> _Goal_: Lift out each line of the data that holds "this".

> _Provided data_:
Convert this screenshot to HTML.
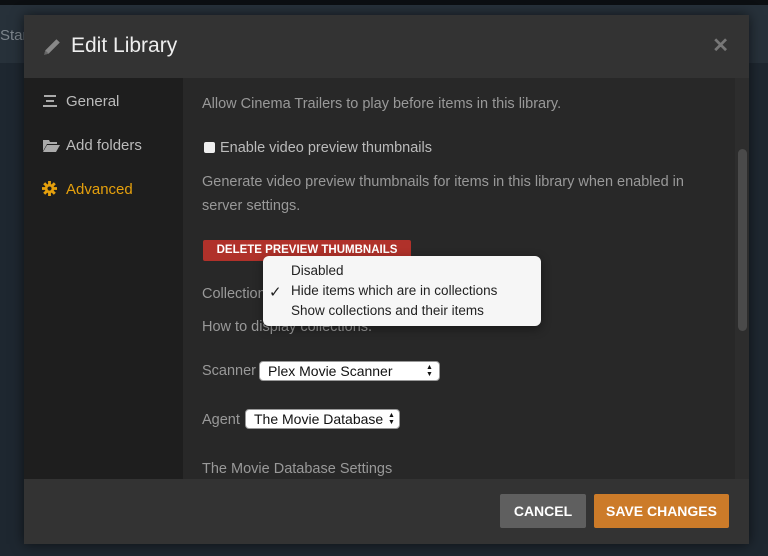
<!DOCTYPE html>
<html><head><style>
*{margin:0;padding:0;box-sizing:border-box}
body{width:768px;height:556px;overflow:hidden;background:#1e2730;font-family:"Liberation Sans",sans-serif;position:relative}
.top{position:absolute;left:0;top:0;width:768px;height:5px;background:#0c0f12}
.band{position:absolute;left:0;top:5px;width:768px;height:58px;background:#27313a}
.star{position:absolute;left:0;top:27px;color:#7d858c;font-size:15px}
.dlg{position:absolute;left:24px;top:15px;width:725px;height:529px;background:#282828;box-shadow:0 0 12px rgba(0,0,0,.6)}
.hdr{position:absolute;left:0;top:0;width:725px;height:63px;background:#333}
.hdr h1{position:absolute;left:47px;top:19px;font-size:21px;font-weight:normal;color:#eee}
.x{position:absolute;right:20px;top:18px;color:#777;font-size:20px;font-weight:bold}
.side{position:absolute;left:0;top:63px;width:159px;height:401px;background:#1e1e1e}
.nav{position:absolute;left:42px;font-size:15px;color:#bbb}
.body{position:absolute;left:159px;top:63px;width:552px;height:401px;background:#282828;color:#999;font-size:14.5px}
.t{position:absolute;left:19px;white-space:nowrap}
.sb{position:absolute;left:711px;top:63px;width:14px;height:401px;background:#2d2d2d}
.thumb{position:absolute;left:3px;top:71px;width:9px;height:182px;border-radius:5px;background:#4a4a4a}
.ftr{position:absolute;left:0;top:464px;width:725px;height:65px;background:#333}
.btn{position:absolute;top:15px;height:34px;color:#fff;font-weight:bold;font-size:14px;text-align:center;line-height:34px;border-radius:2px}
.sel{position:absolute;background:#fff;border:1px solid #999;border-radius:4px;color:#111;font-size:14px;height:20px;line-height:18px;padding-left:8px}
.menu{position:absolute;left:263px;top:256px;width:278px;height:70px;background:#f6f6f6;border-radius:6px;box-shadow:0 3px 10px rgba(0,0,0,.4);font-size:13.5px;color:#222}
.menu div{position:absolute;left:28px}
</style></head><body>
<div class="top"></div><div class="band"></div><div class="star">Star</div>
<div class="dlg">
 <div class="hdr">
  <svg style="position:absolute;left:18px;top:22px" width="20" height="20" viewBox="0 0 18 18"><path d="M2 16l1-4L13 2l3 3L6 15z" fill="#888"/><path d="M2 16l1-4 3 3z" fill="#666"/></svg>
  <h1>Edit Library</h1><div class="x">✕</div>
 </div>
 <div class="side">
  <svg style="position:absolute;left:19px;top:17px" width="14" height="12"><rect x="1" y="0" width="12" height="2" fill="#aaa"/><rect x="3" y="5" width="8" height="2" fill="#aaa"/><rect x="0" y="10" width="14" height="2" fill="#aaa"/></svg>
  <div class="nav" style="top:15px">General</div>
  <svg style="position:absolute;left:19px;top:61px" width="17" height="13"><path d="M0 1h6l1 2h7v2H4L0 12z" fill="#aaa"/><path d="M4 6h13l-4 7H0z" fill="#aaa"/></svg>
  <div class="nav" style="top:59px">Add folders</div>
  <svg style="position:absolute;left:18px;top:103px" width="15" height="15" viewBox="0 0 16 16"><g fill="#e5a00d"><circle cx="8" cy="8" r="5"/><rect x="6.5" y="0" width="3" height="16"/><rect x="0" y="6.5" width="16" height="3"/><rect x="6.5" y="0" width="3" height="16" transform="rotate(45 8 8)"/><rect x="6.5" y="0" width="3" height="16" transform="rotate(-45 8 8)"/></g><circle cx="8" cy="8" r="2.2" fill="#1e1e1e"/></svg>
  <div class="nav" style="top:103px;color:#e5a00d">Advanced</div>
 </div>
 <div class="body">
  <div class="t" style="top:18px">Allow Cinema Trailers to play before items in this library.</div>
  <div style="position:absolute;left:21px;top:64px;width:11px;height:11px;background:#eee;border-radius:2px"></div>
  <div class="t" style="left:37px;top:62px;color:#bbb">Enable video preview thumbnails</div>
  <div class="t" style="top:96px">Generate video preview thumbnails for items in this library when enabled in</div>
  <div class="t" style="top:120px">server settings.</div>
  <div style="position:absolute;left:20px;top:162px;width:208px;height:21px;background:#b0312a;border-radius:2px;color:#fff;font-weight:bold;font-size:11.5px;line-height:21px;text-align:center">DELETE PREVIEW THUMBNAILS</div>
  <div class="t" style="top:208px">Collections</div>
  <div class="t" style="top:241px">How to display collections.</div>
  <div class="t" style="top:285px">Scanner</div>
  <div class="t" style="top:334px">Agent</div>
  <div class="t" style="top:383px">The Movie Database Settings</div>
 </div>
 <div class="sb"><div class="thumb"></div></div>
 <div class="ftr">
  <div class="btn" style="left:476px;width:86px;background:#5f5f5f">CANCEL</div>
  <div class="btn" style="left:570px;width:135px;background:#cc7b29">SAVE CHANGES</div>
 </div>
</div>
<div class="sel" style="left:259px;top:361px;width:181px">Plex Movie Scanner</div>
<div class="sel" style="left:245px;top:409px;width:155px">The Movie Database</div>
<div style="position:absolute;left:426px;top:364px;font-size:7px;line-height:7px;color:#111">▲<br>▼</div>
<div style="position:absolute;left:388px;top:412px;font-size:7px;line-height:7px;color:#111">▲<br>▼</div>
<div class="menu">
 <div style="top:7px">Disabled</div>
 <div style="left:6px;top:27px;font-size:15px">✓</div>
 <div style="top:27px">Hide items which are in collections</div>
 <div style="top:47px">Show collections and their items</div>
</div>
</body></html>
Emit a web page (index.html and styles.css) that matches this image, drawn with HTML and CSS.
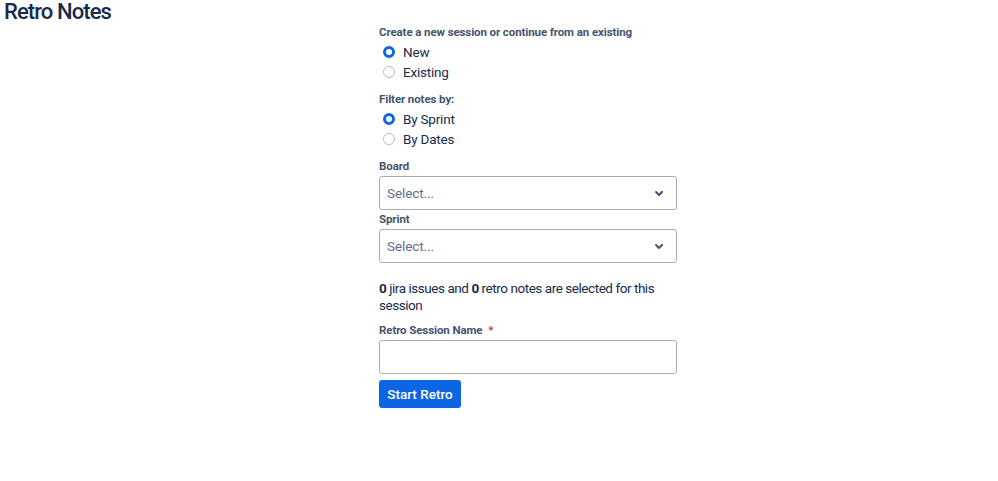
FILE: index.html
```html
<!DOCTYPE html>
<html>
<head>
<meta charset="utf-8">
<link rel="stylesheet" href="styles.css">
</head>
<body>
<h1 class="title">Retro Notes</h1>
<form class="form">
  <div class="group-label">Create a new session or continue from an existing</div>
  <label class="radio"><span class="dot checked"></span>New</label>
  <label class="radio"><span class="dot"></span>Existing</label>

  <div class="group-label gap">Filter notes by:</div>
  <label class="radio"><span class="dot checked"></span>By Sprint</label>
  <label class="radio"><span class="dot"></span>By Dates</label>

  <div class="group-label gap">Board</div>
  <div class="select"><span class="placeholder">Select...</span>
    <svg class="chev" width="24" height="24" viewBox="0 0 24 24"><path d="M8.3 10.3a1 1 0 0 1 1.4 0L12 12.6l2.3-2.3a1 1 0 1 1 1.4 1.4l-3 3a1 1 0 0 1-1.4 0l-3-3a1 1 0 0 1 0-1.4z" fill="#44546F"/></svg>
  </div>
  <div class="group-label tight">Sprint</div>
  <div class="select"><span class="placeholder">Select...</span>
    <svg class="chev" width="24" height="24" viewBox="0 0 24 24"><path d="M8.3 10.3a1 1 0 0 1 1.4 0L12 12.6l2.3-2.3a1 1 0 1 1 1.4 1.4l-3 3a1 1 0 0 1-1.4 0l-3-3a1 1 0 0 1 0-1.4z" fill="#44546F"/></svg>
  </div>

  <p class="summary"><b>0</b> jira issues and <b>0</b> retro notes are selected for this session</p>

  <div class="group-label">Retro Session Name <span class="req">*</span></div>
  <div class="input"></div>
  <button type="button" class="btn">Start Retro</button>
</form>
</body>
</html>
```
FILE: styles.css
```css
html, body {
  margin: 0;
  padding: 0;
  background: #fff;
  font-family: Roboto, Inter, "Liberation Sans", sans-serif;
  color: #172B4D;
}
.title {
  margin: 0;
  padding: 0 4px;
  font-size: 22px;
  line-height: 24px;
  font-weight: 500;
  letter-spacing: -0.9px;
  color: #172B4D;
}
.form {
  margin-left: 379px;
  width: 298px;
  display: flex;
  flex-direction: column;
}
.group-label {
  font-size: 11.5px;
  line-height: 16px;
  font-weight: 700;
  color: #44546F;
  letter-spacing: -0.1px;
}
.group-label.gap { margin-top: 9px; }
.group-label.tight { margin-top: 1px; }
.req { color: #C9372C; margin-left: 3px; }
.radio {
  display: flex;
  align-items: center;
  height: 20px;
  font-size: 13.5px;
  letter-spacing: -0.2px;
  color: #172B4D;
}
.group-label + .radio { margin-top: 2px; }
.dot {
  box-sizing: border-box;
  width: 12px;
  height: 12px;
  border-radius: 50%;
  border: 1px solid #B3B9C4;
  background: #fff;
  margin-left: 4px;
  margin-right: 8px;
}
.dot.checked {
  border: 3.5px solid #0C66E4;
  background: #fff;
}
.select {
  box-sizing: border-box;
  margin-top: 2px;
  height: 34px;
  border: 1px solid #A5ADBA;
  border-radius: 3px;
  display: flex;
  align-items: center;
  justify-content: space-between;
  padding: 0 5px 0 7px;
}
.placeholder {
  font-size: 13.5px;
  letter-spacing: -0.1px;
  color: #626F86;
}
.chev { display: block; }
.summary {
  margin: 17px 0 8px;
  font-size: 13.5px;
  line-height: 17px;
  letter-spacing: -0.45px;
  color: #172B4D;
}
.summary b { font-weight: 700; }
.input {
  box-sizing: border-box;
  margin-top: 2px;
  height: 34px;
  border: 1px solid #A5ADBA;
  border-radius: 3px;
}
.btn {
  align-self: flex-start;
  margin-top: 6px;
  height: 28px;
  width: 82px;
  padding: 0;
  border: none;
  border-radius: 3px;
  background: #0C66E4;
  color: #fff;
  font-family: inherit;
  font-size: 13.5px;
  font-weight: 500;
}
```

> _The reply_:
Convert this screenshot to HTML.
  <div class="t" style="top:18px">Allow Cinema Trailers to play before items in this library.</div>
  <div class="t" style="top:96px">Generate video preview thumbnails for items in this library when enabled in</div>
Emit a web page (index.html and styles.css) that matches this image, drawn with HTML and CSS.
  <p class="summary"><b>0</b> jira issues and <b>0</b> retro notes are selected for this session</p>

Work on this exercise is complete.